[Entries with page source code]

□ □ □ □ □ □ □

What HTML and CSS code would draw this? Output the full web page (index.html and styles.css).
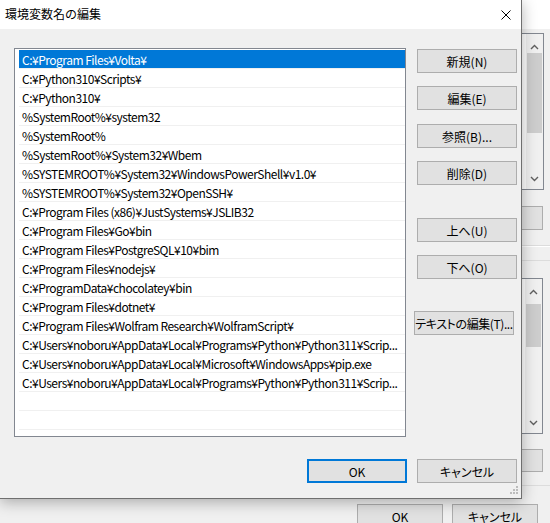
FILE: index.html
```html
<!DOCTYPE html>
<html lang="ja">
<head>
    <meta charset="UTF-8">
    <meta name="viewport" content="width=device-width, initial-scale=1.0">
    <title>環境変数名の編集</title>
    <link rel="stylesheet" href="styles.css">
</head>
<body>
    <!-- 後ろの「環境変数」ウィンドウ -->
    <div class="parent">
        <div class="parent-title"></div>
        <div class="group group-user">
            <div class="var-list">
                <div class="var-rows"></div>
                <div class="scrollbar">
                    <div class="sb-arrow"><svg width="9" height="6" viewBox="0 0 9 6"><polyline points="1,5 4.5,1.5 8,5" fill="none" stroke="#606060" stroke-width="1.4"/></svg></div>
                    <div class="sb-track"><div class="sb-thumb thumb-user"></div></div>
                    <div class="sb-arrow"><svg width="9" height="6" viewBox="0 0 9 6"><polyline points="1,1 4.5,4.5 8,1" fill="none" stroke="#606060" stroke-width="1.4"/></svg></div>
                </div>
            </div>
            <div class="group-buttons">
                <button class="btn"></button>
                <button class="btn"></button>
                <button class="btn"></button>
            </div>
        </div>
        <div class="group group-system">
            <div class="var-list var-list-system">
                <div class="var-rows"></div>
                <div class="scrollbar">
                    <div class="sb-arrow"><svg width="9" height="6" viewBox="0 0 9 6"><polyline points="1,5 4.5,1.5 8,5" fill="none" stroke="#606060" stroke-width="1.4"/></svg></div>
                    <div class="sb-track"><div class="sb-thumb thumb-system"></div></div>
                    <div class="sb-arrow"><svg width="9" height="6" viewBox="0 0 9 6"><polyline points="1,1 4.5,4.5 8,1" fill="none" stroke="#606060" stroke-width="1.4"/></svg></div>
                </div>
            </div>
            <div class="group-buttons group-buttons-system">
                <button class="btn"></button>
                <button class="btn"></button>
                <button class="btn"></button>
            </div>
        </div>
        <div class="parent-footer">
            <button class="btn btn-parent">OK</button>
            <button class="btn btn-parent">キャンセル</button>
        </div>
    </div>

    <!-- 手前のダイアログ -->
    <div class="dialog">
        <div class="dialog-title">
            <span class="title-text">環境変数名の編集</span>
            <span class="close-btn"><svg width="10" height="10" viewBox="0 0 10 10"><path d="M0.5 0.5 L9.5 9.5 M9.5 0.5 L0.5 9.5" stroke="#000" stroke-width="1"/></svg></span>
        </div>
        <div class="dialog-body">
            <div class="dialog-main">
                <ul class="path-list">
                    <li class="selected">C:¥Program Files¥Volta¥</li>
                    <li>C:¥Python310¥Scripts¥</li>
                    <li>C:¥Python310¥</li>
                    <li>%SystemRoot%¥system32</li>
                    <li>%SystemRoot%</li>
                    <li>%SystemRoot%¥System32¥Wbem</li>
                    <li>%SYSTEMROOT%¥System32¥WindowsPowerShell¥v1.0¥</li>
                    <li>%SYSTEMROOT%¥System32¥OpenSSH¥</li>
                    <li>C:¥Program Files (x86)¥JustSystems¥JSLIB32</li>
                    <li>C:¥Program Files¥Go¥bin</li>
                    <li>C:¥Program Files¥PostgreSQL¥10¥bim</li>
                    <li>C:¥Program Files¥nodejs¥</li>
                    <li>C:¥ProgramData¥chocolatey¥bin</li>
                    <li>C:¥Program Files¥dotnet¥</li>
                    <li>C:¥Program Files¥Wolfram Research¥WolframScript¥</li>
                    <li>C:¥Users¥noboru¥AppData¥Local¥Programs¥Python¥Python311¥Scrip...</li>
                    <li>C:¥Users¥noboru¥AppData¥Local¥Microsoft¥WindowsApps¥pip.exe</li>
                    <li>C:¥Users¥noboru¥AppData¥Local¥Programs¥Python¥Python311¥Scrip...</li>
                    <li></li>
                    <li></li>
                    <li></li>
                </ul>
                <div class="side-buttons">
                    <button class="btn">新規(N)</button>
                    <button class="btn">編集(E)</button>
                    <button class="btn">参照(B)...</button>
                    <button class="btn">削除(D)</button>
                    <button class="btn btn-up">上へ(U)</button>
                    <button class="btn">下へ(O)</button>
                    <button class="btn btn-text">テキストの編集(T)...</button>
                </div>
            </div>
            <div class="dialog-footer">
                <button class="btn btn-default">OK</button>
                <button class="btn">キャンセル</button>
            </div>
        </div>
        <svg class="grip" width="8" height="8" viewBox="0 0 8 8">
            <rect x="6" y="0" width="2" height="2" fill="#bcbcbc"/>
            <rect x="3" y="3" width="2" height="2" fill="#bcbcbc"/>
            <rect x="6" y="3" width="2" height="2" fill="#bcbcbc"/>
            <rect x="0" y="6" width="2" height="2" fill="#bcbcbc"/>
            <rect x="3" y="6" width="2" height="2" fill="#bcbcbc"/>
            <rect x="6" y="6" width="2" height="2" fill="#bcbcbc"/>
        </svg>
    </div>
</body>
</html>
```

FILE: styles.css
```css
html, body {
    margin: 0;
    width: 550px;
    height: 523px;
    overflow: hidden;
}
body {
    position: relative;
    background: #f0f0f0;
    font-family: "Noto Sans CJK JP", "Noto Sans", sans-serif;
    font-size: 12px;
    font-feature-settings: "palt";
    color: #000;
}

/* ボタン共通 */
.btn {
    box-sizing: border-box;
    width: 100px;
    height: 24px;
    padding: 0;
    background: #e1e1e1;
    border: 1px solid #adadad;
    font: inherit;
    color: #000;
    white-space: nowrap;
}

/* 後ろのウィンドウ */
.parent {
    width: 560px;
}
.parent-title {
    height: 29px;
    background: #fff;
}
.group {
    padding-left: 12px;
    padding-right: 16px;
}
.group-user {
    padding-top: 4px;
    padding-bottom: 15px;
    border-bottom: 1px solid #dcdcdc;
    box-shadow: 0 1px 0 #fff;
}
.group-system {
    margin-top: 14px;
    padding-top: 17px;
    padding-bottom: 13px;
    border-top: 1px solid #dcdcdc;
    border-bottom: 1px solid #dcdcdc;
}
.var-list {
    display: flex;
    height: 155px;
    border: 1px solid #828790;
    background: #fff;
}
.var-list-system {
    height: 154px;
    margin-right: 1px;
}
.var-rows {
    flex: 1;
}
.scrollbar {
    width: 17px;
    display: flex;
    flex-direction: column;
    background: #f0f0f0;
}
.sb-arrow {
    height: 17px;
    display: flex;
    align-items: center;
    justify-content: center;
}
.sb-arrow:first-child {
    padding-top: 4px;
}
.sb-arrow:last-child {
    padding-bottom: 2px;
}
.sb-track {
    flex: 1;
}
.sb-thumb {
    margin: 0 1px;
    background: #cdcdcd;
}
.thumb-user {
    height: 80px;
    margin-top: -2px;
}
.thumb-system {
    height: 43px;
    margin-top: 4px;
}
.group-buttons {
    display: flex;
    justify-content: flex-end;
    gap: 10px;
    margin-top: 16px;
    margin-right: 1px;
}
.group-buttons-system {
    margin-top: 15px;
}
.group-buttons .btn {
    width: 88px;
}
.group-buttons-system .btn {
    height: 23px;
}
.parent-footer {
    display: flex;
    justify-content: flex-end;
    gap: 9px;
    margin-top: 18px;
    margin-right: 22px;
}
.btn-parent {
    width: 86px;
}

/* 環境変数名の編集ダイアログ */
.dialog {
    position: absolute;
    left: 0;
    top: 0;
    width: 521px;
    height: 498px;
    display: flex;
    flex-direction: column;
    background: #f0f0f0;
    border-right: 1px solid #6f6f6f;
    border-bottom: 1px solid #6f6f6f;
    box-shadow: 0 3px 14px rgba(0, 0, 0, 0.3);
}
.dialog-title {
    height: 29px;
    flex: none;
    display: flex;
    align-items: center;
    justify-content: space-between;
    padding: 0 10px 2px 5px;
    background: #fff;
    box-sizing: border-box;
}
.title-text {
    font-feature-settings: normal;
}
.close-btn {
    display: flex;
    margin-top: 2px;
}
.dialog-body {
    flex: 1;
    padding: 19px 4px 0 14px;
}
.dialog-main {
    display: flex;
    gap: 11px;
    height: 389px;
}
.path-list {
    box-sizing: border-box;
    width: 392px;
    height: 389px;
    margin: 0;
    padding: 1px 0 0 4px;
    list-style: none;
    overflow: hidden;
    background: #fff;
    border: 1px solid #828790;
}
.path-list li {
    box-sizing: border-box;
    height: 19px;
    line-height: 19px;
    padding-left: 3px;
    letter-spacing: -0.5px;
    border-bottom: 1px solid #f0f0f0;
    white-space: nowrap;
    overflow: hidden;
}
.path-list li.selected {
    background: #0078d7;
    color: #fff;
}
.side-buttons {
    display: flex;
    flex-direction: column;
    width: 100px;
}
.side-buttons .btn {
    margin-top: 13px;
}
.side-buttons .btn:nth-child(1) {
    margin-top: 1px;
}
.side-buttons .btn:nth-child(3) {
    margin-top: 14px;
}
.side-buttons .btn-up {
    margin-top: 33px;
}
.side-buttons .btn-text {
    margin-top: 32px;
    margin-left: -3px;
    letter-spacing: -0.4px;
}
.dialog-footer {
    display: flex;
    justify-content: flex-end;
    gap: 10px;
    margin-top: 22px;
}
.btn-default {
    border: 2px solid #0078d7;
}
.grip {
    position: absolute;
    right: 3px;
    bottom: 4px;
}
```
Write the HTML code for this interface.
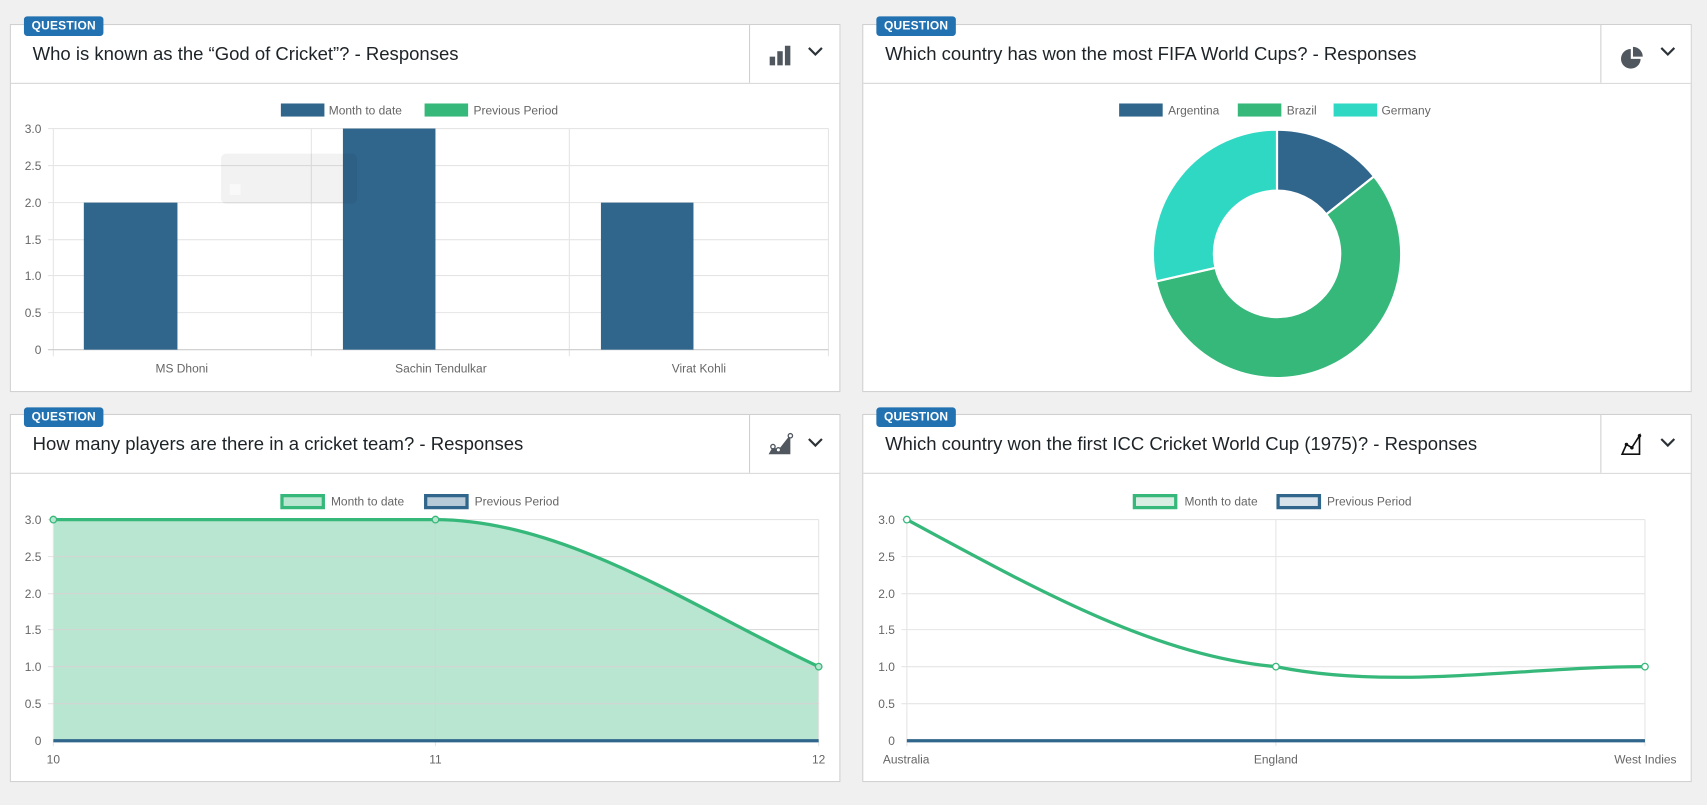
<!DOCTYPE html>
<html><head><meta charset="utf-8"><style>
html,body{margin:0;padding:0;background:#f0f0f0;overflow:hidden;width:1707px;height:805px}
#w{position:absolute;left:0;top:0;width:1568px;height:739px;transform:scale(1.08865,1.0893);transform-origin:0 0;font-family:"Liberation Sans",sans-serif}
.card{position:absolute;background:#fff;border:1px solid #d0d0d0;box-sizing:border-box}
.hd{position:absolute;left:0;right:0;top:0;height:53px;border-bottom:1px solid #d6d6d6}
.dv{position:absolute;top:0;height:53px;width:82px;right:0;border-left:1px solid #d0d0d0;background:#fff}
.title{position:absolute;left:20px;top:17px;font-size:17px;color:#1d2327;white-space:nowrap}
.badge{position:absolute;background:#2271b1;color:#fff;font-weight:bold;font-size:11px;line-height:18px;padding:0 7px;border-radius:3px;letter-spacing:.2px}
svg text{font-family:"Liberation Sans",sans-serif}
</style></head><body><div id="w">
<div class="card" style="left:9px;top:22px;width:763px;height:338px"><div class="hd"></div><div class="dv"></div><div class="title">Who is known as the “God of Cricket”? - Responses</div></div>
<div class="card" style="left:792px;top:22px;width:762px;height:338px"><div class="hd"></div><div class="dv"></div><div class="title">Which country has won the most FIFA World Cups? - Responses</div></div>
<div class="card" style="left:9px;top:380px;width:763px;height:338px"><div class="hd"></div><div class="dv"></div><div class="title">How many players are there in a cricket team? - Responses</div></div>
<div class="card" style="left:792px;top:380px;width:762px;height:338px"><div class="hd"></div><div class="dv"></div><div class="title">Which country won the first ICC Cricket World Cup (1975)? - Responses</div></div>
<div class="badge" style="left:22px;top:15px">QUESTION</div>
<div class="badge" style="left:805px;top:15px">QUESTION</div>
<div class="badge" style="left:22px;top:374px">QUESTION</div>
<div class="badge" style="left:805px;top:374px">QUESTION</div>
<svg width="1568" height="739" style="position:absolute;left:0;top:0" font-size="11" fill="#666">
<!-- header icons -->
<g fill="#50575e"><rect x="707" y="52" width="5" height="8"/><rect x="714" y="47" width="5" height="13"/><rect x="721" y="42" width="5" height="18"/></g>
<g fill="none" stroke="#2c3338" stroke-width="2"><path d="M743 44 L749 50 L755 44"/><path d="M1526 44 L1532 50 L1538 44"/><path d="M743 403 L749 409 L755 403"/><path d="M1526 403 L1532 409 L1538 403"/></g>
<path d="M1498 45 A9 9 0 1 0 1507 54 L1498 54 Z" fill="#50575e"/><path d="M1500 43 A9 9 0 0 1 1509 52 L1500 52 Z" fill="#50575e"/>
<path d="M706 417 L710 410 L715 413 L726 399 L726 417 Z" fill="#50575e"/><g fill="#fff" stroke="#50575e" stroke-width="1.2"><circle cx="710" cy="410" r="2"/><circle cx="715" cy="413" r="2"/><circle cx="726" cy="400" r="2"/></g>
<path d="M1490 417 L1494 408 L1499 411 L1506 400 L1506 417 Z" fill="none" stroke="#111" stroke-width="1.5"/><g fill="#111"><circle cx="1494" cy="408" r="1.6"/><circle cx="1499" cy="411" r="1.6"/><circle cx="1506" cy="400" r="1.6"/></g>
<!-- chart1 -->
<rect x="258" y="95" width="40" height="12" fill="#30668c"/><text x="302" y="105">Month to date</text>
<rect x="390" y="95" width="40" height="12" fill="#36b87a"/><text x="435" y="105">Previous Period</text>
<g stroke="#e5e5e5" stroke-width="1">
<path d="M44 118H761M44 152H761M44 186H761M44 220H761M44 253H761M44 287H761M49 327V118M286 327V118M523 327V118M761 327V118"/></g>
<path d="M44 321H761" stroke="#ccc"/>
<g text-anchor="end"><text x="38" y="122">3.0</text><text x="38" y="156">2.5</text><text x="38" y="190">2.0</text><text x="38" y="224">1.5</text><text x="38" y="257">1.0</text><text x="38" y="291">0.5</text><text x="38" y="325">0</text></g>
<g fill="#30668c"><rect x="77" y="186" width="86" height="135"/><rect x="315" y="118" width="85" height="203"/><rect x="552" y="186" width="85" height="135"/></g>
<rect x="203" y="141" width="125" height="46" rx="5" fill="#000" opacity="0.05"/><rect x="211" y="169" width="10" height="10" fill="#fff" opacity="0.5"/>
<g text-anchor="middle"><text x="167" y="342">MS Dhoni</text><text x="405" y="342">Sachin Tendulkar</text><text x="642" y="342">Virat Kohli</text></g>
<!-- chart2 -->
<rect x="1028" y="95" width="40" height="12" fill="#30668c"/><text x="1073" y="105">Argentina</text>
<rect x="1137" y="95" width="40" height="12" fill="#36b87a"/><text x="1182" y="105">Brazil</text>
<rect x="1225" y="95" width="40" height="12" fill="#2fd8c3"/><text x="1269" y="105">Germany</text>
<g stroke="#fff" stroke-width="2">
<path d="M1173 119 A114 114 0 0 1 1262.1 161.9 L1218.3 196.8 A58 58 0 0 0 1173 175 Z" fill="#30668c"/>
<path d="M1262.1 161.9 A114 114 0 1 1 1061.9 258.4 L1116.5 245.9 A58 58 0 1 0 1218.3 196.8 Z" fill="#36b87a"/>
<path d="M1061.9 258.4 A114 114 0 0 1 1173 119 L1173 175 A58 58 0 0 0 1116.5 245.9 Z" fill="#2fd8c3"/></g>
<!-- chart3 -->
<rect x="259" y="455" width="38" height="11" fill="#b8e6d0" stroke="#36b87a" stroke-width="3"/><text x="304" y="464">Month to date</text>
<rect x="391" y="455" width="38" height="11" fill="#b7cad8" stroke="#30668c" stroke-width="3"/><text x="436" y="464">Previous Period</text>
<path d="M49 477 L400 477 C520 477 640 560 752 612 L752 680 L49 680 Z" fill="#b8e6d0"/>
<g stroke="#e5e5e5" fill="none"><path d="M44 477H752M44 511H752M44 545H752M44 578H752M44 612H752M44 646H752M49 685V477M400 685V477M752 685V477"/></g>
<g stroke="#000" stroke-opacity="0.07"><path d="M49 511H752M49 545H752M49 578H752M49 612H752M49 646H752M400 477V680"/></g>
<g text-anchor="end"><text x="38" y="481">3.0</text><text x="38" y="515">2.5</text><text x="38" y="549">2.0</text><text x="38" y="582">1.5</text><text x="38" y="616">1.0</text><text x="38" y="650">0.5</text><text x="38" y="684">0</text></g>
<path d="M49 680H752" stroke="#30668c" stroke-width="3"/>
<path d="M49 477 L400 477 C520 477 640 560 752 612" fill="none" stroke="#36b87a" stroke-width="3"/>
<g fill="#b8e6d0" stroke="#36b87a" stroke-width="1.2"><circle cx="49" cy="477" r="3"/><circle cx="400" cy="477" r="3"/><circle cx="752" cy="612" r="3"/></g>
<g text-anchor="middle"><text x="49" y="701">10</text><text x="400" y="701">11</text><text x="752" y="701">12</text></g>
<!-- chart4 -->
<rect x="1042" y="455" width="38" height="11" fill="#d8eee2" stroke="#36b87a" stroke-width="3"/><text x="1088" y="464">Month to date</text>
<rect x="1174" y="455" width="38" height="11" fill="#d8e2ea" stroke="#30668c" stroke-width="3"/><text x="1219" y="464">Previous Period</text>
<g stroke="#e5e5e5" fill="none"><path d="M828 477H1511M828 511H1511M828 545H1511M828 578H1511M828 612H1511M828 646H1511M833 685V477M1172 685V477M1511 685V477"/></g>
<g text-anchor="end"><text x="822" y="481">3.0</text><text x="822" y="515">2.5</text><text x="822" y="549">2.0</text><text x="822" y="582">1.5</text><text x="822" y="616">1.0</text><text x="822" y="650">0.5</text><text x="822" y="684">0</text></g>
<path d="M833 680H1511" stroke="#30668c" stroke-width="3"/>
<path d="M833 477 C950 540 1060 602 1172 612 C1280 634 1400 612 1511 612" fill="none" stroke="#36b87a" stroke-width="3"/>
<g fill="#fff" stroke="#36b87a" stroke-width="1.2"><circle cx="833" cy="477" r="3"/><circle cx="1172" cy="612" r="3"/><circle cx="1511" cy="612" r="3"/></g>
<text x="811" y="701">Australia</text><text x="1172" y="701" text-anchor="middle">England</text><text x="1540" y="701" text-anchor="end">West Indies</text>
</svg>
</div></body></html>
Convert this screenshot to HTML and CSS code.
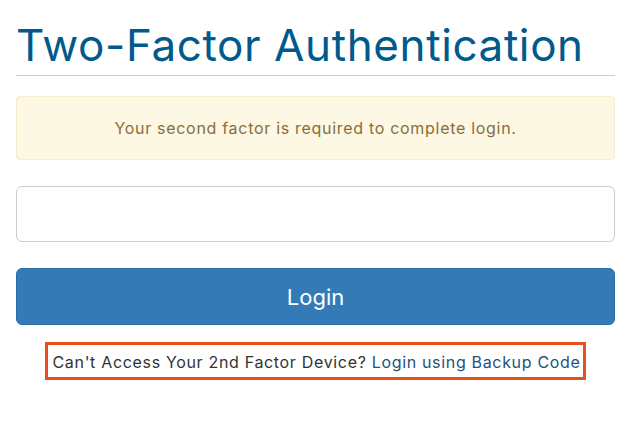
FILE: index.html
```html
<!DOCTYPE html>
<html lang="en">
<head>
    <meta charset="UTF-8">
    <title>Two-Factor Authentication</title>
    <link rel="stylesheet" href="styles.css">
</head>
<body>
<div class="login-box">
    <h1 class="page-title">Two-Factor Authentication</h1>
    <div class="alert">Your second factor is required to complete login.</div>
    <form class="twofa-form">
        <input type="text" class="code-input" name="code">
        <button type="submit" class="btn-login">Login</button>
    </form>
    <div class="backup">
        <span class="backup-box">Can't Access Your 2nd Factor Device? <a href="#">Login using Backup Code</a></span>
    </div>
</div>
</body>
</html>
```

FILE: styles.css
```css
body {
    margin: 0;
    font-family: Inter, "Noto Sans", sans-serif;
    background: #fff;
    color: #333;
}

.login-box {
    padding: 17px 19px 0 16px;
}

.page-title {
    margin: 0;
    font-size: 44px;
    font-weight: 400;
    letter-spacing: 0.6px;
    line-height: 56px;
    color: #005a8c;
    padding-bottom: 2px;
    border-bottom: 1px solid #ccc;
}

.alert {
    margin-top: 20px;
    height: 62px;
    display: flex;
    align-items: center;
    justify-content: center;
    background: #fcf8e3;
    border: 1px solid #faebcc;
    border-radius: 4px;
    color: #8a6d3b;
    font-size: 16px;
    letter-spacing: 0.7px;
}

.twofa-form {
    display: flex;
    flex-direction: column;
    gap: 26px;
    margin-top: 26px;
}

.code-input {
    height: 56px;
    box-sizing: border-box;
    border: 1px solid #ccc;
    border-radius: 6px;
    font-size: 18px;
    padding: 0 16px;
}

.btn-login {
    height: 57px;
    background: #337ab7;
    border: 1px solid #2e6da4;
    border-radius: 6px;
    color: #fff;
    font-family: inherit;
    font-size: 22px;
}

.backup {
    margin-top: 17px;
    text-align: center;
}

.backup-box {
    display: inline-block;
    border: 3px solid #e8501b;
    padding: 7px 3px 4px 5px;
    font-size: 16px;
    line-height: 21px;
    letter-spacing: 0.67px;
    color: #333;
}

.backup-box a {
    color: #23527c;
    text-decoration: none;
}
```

□ □ □ □ □ □ □

▶ **Problem to work on**:
Using the listing above, pick out each line that contains the word "this", then copy it.

▶ **Written response**:
What HTML and CSS code would draw this? Output the full web page (index.html and styles.css).
Write the HTML code for this interface.
Convert this screenshot to HTML and CSS code.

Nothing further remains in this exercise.